EXERCISE REQUIREMENTS. Give back each entry unchanged, minus pictures.

DATA ROWS.
* * *

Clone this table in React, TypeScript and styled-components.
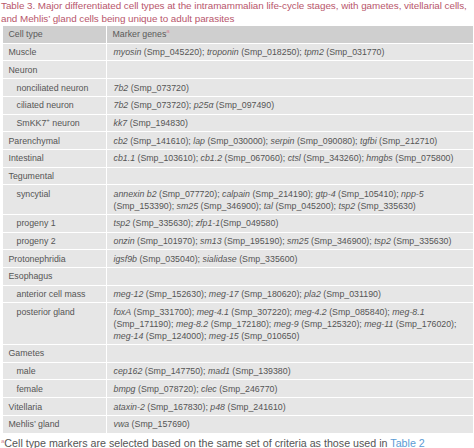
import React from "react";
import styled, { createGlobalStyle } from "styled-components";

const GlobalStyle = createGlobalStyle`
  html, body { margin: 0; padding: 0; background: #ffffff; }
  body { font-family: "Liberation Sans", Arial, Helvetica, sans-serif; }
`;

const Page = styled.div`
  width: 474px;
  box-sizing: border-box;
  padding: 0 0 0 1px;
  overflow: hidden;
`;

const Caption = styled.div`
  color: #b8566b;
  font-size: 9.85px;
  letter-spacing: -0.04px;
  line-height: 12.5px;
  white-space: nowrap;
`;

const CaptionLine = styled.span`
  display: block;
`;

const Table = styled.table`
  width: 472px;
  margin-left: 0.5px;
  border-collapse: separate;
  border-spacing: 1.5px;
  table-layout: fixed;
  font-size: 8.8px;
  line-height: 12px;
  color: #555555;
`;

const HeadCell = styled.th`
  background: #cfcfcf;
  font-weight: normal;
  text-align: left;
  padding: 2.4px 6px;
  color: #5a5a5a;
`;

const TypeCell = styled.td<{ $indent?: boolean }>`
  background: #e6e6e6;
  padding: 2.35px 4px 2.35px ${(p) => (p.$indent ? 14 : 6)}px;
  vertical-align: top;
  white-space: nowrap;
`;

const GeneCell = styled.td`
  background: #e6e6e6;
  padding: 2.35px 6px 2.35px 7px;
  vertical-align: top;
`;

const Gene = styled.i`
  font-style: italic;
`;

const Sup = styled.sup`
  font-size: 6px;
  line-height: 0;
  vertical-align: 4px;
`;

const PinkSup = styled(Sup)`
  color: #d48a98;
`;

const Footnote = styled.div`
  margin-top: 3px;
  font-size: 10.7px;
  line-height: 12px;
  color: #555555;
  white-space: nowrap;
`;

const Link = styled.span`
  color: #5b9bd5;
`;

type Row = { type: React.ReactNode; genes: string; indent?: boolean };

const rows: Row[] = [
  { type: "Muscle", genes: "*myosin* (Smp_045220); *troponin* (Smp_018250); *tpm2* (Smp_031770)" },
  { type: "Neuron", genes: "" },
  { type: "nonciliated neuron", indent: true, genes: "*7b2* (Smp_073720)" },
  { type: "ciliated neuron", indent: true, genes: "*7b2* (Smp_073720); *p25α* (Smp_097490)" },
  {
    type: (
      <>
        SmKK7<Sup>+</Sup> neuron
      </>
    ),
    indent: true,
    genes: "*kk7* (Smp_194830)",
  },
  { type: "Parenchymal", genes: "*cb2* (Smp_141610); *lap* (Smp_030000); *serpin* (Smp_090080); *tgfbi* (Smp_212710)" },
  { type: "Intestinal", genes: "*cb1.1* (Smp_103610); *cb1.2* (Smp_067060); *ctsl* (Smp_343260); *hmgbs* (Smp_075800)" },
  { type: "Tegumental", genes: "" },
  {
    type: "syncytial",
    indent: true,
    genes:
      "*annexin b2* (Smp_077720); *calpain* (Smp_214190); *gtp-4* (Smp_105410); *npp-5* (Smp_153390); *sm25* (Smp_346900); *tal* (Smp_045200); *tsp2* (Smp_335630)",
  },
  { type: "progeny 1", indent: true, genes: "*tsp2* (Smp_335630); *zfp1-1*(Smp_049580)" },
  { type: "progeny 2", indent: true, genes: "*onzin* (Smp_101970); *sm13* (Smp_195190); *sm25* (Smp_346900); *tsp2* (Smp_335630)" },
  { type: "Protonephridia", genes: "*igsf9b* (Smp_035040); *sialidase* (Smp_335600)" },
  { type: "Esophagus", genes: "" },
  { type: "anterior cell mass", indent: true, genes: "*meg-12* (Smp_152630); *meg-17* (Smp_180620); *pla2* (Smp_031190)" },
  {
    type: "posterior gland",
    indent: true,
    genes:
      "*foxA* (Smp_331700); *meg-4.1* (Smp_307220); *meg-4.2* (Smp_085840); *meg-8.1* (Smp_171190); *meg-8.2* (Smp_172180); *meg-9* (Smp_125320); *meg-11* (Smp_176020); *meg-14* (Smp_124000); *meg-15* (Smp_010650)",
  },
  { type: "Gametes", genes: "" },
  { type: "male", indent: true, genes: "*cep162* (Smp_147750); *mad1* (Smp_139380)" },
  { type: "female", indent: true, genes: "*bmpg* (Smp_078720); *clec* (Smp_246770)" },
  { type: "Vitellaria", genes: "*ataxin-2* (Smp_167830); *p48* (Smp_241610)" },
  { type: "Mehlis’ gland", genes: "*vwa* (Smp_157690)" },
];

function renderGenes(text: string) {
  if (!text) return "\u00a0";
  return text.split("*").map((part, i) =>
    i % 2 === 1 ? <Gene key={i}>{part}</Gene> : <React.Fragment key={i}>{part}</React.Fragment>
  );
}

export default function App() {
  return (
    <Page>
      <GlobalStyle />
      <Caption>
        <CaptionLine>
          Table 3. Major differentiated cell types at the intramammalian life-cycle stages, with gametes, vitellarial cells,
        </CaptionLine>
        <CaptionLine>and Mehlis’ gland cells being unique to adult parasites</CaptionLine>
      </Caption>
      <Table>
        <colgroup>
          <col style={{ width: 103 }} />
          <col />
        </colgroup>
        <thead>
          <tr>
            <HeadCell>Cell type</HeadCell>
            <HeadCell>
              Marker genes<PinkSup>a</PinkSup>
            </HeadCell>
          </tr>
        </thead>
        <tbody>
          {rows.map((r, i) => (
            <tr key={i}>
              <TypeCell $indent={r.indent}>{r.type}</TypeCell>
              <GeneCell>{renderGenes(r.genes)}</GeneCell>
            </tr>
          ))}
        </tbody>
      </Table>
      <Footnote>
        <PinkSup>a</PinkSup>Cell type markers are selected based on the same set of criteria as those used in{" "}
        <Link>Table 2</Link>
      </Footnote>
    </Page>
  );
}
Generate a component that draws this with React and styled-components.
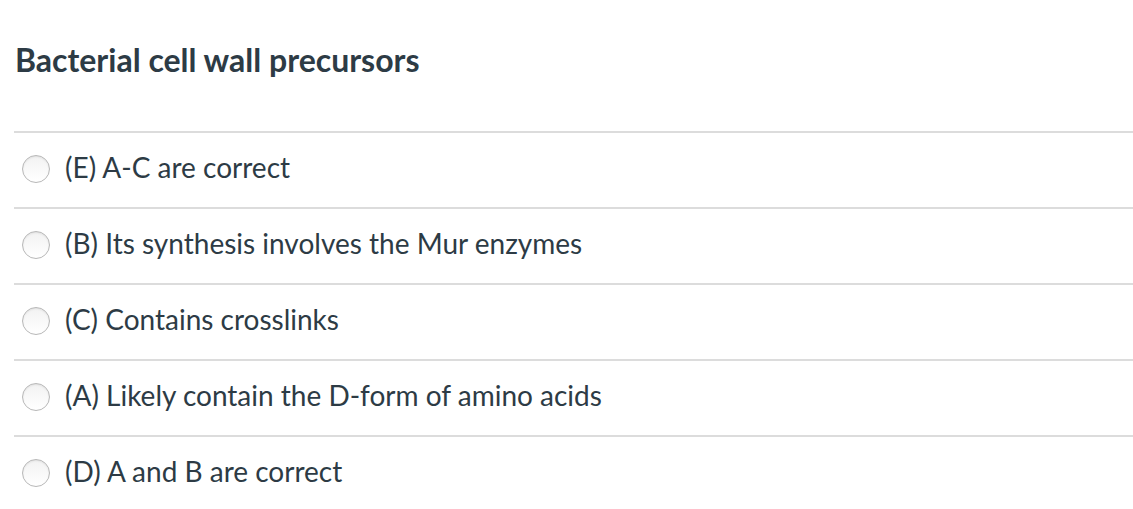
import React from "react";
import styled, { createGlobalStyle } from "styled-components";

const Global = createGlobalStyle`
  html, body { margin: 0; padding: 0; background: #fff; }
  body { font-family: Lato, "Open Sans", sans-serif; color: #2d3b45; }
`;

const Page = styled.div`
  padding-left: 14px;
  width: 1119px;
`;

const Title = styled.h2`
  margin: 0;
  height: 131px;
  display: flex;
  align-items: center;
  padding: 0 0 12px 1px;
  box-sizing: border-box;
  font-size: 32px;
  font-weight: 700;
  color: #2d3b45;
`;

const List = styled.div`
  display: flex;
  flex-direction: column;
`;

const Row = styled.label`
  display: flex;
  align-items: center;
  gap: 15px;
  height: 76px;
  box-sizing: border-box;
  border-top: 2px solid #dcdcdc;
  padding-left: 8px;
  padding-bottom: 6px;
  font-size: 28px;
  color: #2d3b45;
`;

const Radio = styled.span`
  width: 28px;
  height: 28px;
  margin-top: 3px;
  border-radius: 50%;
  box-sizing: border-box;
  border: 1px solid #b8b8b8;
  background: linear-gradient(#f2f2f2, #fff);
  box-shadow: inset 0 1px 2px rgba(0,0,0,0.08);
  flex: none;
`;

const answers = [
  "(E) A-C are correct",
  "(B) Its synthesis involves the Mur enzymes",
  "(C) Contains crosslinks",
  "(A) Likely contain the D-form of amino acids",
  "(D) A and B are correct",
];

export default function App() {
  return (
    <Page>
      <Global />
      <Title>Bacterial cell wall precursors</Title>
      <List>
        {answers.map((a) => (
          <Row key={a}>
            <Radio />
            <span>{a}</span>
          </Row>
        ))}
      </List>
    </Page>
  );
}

* * *

OUTPUT BELOW.
Clone this table in React, TypeScript and styled-components.
import React from "react";
import styled, { createGlobalStyle } from "styled-components";

const GlobalStyle = createGlobalStyle`
  html, body { margin: 0; padding: 0; background: #ffffff; }
  body { font-family: "Liberation Sans", Arial, Helvetica, sans-serif; }
`;

const Page = styled.div`
  width: 474px;
  box-sizing: border-box;
  padding: 0 0 0 1px;
  overflow: hidden;
`;

const Caption = styled.div`
  color: #b8566b;
  font-size: 9.85px;
  letter-spacing: -0.04px;
  line-height: 12.5px;
  white-space: nowrap;
`;

const CaptionLine = styled.span`
  display: block;
`;

const Table = styled.table`
  width: 472px;
  margin-left: 0.5px;
  border-collapse: separate;
  border-spacing: 1.5px;
  table-layout: fixed;
  font-size: 8.8px;
  line-height: 12px;
  color: #555555;
`;

const HeadCell = styled.th`
  background: #cfcfcf;
  font-weight: normal;
  text-align: left;
  padding: 2.4px 6px;
  color: #5a5a5a;
`;

const TypeCell = styled.td<{ $indent?: boolean }>`
  background: #e6e6e6;
  padding: 2.35px 4px 2.35px ${(p) => (p.$indent ? 14 : 6)}px;
  vertical-align: top;
  white-space: nowrap;
`;

const GeneCell = styled.td`
  background: #e6e6e6;
  padding: 2.35px 6px 2.35px 7px;
  vertical-align: top;
`;

const Gene = styled.i`
  font-style: italic;
`;

const Sup = styled.sup`
  font-size: 6px;
  line-height: 0;
  vertical-align: 4px;
`;

const PinkSup = styled(Sup)`
  color: #d48a98;
`;

const Footnote = styled.div`
  margin-top: 3px;
  font-size: 10.7px;
  line-height: 12px;
  color: #555555;
  white-space: nowrap;
`;

const Link = styled.span`
  color: #5b9bd5;
`;

type Row = { type: React.ReactNode; genes: string; indent?: boolean };

const rows: Row[] = [
  { type: "Muscle", genes: "*myosin* (Smp_045220); *troponin* (Smp_018250); *tpm2* (Smp_031770)" },
  { type: "Neuron", genes: "" },
  { type: "nonciliated neuron", indent: true, genes: "*7b2* (Smp_073720)" },
  { type: "ciliated neuron", indent: true, genes: "*7b2* (Smp_073720); *p25α* (Smp_097490)" },
  {
    type: (
      <>
        SmKK7<Sup>+</Sup> neuron
      </>
    ),
    indent: true,
    genes: "*kk7* (Smp_194830)",
  },
  { type: "Parenchymal", genes: "*cb2* (Smp_141610); *lap* (Smp_030000); *serpin* (Smp_090080); *tgfbi* (Smp_212710)" },
  { type: "Intestinal", genes: "*cb1.1* (Smp_103610); *cb1.2* (Smp_067060); *ctsl* (Smp_343260); *hmgbs* (Smp_075800)" },
  { type: "Tegumental", genes: "" },
  {
    type: "syncytial",
    indent: true,
    genes:
      "*annexin b2* (Smp_077720); *calpain* (Smp_214190); *gtp-4* (Smp_105410); *npp-5* (Smp_153390); *sm25* (Smp_346900); *tal* (Smp_045200); *tsp2* (Smp_335630)",
  },
  { type: "progeny 1", indent: true, genes: "*tsp2* (Smp_335630); *zfp1-1*(Smp_049580)" },
  { type: "progeny 2", indent: true, genes: "*onzin* (Smp_101970); *sm13* (Smp_195190); *sm25* (Smp_346900); *tsp2* (Smp_335630)" },
  { type: "Protonephridia", genes: "*igsf9b* (Smp_035040); *sialidase* (Smp_335600)" },
  { type: "Esophagus", genes: "" },
  { type: "anterior cell mass", indent: true, genes: "*meg-12* (Smp_152630); *meg-17* (Smp_180620); *pla2* (Smp_031190)" },
  {
    type: "posterior gland",
    indent: true,
    genes:
      "*foxA* (Smp_331700); *meg-4.1* (Smp_307220); *meg-4.2* (Smp_085840); *meg-8.1* (Smp_171190); *meg-8.2* (Smp_172180); *meg-9* (Smp_125320); *meg-11* (Smp_176020); *meg-14* (Smp_124000); *meg-15* (Smp_010650)",
  },
  { type: "Gametes", genes: "" },
  { type: "male", indent: true, genes: "*cep162* (Smp_147750); *mad1* (Smp_139380)" },
  { type: "female", indent: true, genes: "*bmpg* (Smp_078720); *clec* (Smp_246770)" },
  { type: "Vitellaria", genes: "*ataxin-2* (Smp_167830); *p48* (Smp_241610)" },
  { type: "Mehlis’ gland", genes: "*vwa* (Smp_157690)" },
];

function renderGenes(text: string) {
  if (!text) return "\u00a0";
  return text.split("*").map((part, i) =>
    i % 2 === 1 ? <Gene key={i}>{part}</Gene> : <React.Fragment key={i}>{part}</React.Fragment>
  );
}

export default function App() {
  return (
    <Page>
      <GlobalStyle />
      <Caption>
        <CaptionLine>
          Table 3. Major differentiated cell types at the intramammalian life-cycle stages, with gametes, vitellarial cells,
        </CaptionLine>
        <CaptionLine>and Mehlis’ gland cells being unique to adult parasites</CaptionLine>
      </Caption>
      <Table>
        <colgroup>
          <col style={{ width: 103 }} />
          <col />
        </colgroup>
        <thead>
          <tr>
            <HeadCell>Cell type</HeadCell>
            <HeadCell>
              Marker genes<PinkSup>a</PinkSup>
            </HeadCell>
          </tr>
        </thead>
        <tbody>
          {rows.map((r, i) => (
            <tr key={i}>
              <TypeCell $indent={r.indent}>{r.type}</TypeCell>
              <GeneCell>{renderGenes(r.genes)}</GeneCell>
            </tr>
          ))}
        </tbody>
      </Table>
      <Footnote>
        <PinkSup>a</PinkSup>Cell type markers are selected based on the same set of criteria as those used in{" "}
        <Link>Table 2</Link>
      </Footnote>
    </Page>
  );
}
Generate a component that draws this with React and styled-components.
import React from "react";
import styled, { createGlobalStyle } from "styled-components";

const Global = createGlobalStyle`
  html, body { margin: 0; padding: 0; background: #fff; }
  body { font-family: Lato, "Open Sans", sans-serif; color: #2d3b45; }
`;

const Page = styled.div`
  padding-left: 14px;
  width: 1119px;
`;

const Title = styled.h2`
  margin: 0;
  height: 131px;
  display: flex;
  align-items: center;
  padding: 0 0 12px 1px;
  box-sizing: border-box;
  font-size: 32px;
  font-weight: 700;
  color: #2d3b45;
`;

const List = styled.div`
  display: flex;
  flex-direction: column;
`;

const Row = styled.label`
  display: flex;
  align-items: center;
  gap: 15px;
  height: 76px;
  box-sizing: border-box;
  border-top: 2px solid #dcdcdc;
  padding-left: 8px;
  padding-bottom: 6px;
  font-size: 28px;
  color: #2d3b45;
`;

const Radio = styled.span`
  width: 28px;
  height: 28px;
  margin-top: 3px;
  border-radius: 50%;
  box-sizing: border-box;
  border: 1px solid #b8b8b8;
  background: linear-gradient(#f2f2f2, #fff);
  box-shadow: inset 0 1px 2px rgba(0,0,0,0.08);
  flex: none;
`;

const answers = [
  "(E) A-C are correct",
  "(B) Its synthesis involves the Mur enzymes",
  "(C) Contains crosslinks",
  "(A) Likely contain the D-form of amino acids",
  "(D) A and B are correct",
];

export default function App() {
  return (
    <Page>
      <Global />
      <Title>Bacterial cell wall precursors</Title>
      <List>
        {answers.map((a) => (
          <Row key={a}>
            <Radio />
            <span>{a}</span>
          </Row>
        ))}
      </List>
    </Page>
  );
}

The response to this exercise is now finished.